Task to carry out: Type out the complete listing below word for word, without its pictures.

— Start of Data for the task —

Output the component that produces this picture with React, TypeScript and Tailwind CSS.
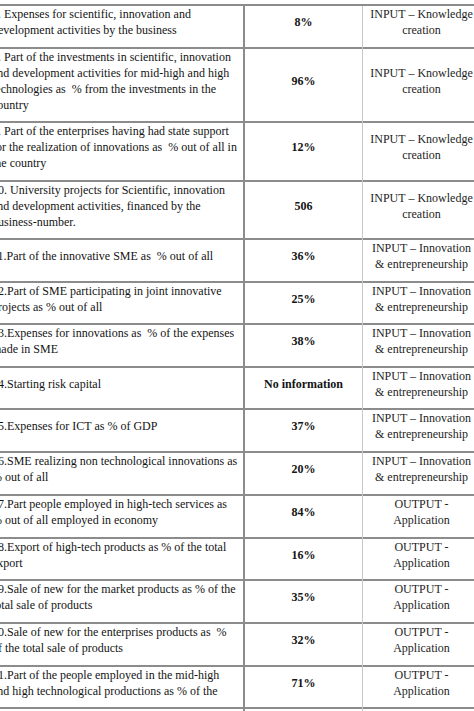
import React from 'react';

type Row = {
  h: string;
  lines: string[];
  value: string;
  cat: string[];
};

const KNOW = ['INPUT – Knowledge', 'creation'];
const INNO = ['INPUT – Innovation', '& entrepreneurship'];
const OUT = ['OUTPUT -', 'Application'];

const rows: Row[] = [
  {
    h: 'h-[45px] border-t-2',
    lines: ['7. Expenses for scientific, innovation and', 'development activities by the business'],
    value: '8%',
    cat: KNOW,
  },
  {
    h: 'h-[74px]',
    lines: [
      '8. Part of the investments in scientific, innovation',
      'and development activities for mid-high and high',
      'technologies as \u00a0% from the investments in the',
      'country',
    ],
    value: '96%',
    cat: KNOW,
  },
  {
    h: 'h-[59px]',
    lines: [
      '9. Part of the enterprises having had state support',
      'for the realization of innovations as \u00a0% out of all in',
      'the country',
    ],
    value: '12%',
    cat: KNOW,
  },
  {
    h: 'h-[58px]',
    lines: [
      '10. University projects for Scientific, innovation',
      'and development activities, financed by the',
      'business-number.',
    ],
    value: '506',
    cat: KNOW,
  },
  { h: 'h-[43px]', lines: ['11.Part of the innovative SME as \u00a0% out of all'], value: '36%', cat: INNO },
  {
    h: 'h-[42px]',
    lines: ['12.Part of SME participating in joint innovative', 'projects as % out of all'],
    value: '25%',
    cat: INNO,
  },
  {
    h: 'h-[43px]',
    lines: ['13.Expenses for innovations as \u00a0% of the expenses', 'made in SME'],
    value: '38%',
    cat: INNO,
  },
  { h: 'h-[42px]', lines: ['14.Starting risk capital'], value: 'No information', cat: INNO },
  { h: 'h-[43px]', lines: ['15.Expenses for ICT as % of GDP'], value: '37%', cat: INNO },
  {
    h: 'h-[43px]',
    lines: ['16.SME realizing non technological innovations as', '% out of all'],
    value: '20%',
    cat: INNO,
  },
  {
    h: 'h-[43px]',
    lines: ['17.Part people employed in high-tech services as', '% out of all employed in economy'],
    value: '84%',
    cat: OUT,
  },
  {
    h: 'h-[42px]',
    lines: ['18.Export of high-tech products as % of the total', 'export'],
    value: '16%',
    cat: OUT,
  },
  {
    h: 'h-[43px]',
    lines: ['19.Sale of new for the market products as % of the', 'total sale of products'],
    value: '35%',
    cat: OUT,
  },
  {
    h: 'h-[43px]',
    lines: ['20.Sale of new for the enterprises products as \u00a0%', 'of the total sale of products'],
    value: '32%',
    cat: OUT,
  },
  {
    h: 'h-[42px]',
    lines: ['21.Part of the people employed in the mid-high', 'and high technological productions as % of the'],
    value: '71%',
    cat: OUT,
  },
];

export default function App() {
  return (
    <div className="w-[474px] h-[711px] overflow-hidden bg-white pt-[4px] font-['Liberation_Serif',serif] text-[12px] leading-[16px] text-[#141414]">
      <div className="-ml-[14px] w-[494px]">
        {rows.map((r, i) => (
          <div
            key={i}
            className={`grid grid-cols-[259px_118px_117px] border-b-2 border-[#8c8c8c] ${r.h}`}
          >
            <div className="flex flex-col justify-center pb-[16px] pl-[6px] border-r-2 border-[#8c8c8c]">
              {r.lines.map((l, j) => (
                <span key={j} className="block whitespace-pre">
                  {l}
                </span>
              ))}
            </div>
            <div className="flex items-center justify-center pb-[16px] font-bold border-r border-[#c8c8c8]">
              {r.value}
            </div>
            <div className="flex flex-col items-center justify-center pb-[16px] text-[#1e1e1e]">
              {r.cat.map((c, j) => (
                <span key={j} className="block whitespace-nowrap">
                  {c}
                </span>
              ))}
            </div>
          </div>
        ))}
      </div>
    </div>
  );
}
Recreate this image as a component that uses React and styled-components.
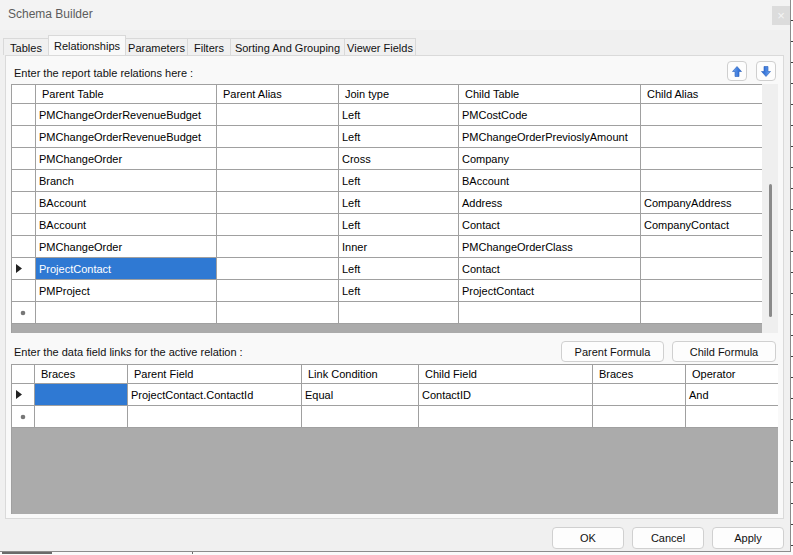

— End of Data for the task —

Complete answer:
Output the component that produces this picture with React, TypeScript and Tailwind CSS.
import React from 'react';

type Row = {
  h: string;
  lines: string[];
  value: string;
  cat: string[];
};

const KNOW = ['INPUT – Knowledge', 'creation'];
const INNO = ['INPUT – Innovation', '& entrepreneurship'];
const OUT = ['OUTPUT -', 'Application'];

const rows: Row[] = [
  {
    h: 'h-[45px] border-t-2',
    lines: ['7. Expenses for scientific, innovation and', 'development activities by the business'],
    value: '8%',
    cat: KNOW,
  },
  {
    h: 'h-[74px]',
    lines: [
      '8. Part of the investments in scientific, innovation',
      'and development activities for mid-high and high',
      'technologies as \u00a0% from the investments in the',
      'country',
    ],
    value: '96%',
    cat: KNOW,
  },
  {
    h: 'h-[59px]',
    lines: [
      '9. Part of the enterprises having had state support',
      'for the realization of innovations as \u00a0% out of all in',
      'the country',
    ],
    value: '12%',
    cat: KNOW,
  },
  {
    h: 'h-[58px]',
    lines: [
      '10. University projects for Scientific, innovation',
      'and development activities, financed by the',
      'business-number.',
    ],
    value: '506',
    cat: KNOW,
  },
  { h: 'h-[43px]', lines: ['11.Part of the innovative SME as \u00a0% out of all'], value: '36%', cat: INNO },
  {
    h: 'h-[42px]',
    lines: ['12.Part of SME participating in joint innovative', 'projects as % out of all'],
    value: '25%',
    cat: INNO,
  },
  {
    h: 'h-[43px]',
    lines: ['13.Expenses for innovations as \u00a0% of the expenses', 'made in SME'],
    value: '38%',
    cat: INNO,
  },
  { h: 'h-[42px]', lines: ['14.Starting risk capital'], value: 'No information', cat: INNO },
  { h: 'h-[43px]', lines: ['15.Expenses for ICT as % of GDP'], value: '37%', cat: INNO },
  {
    h: 'h-[43px]',
    lines: ['16.SME realizing non technological innovations as', '% out of all'],
    value: '20%',
    cat: INNO,
  },
  {
    h: 'h-[43px]',
    lines: ['17.Part people employed in high-tech services as', '% out of all employed in economy'],
    value: '84%',
    cat: OUT,
  },
  {
    h: 'h-[42px]',
    lines: ['18.Export of high-tech products as % of the total', 'export'],
    value: '16%',
    cat: OUT,
  },
  {
    h: 'h-[43px]',
    lines: ['19.Sale of new for the market products as % of the', 'total sale of products'],
    value: '35%',
    cat: OUT,
  },
  {
    h: 'h-[43px]',
    lines: ['20.Sale of new for the enterprises products as \u00a0%', 'of the total sale of products'],
    value: '32%',
    cat: OUT,
  },
  {
    h: 'h-[42px]',
    lines: ['21.Part of the people employed in the mid-high', 'and high technological productions as % of the'],
    value: '71%',
    cat: OUT,
  },
];

export default function App() {
  return (
    <div className="w-[474px] h-[711px] overflow-hidden bg-white pt-[4px] font-['Liberation_Serif',serif] text-[12px] leading-[16px] text-[#141414]">
      <div className="-ml-[14px] w-[494px]">
        {rows.map((r, i) => (
          <div
            key={i}
            className={`grid grid-cols-[259px_118px_117px] border-b-2 border-[#8c8c8c] ${r.h}`}
          >
            <div className="flex flex-col justify-center pb-[16px] pl-[6px] border-r-2 border-[#8c8c8c]">
              {r.lines.map((l, j) => (
                <span key={j} className="block whitespace-pre">
                  {l}
                </span>
              ))}
            </div>
            <div className="flex items-center justify-center pb-[16px] font-bold border-r border-[#c8c8c8]">
              {r.value}
            </div>
            <div className="flex flex-col items-center justify-center pb-[16px] text-[#1e1e1e]">
              {r.cat.map((c, j) => (
                <span key={j} className="block whitespace-nowrap">
                  {c}
                </span>
              ))}
            </div>
          </div>
        ))}
      </div>
    </div>
  );
}
Recreate this image as a component that uses React and styled-components.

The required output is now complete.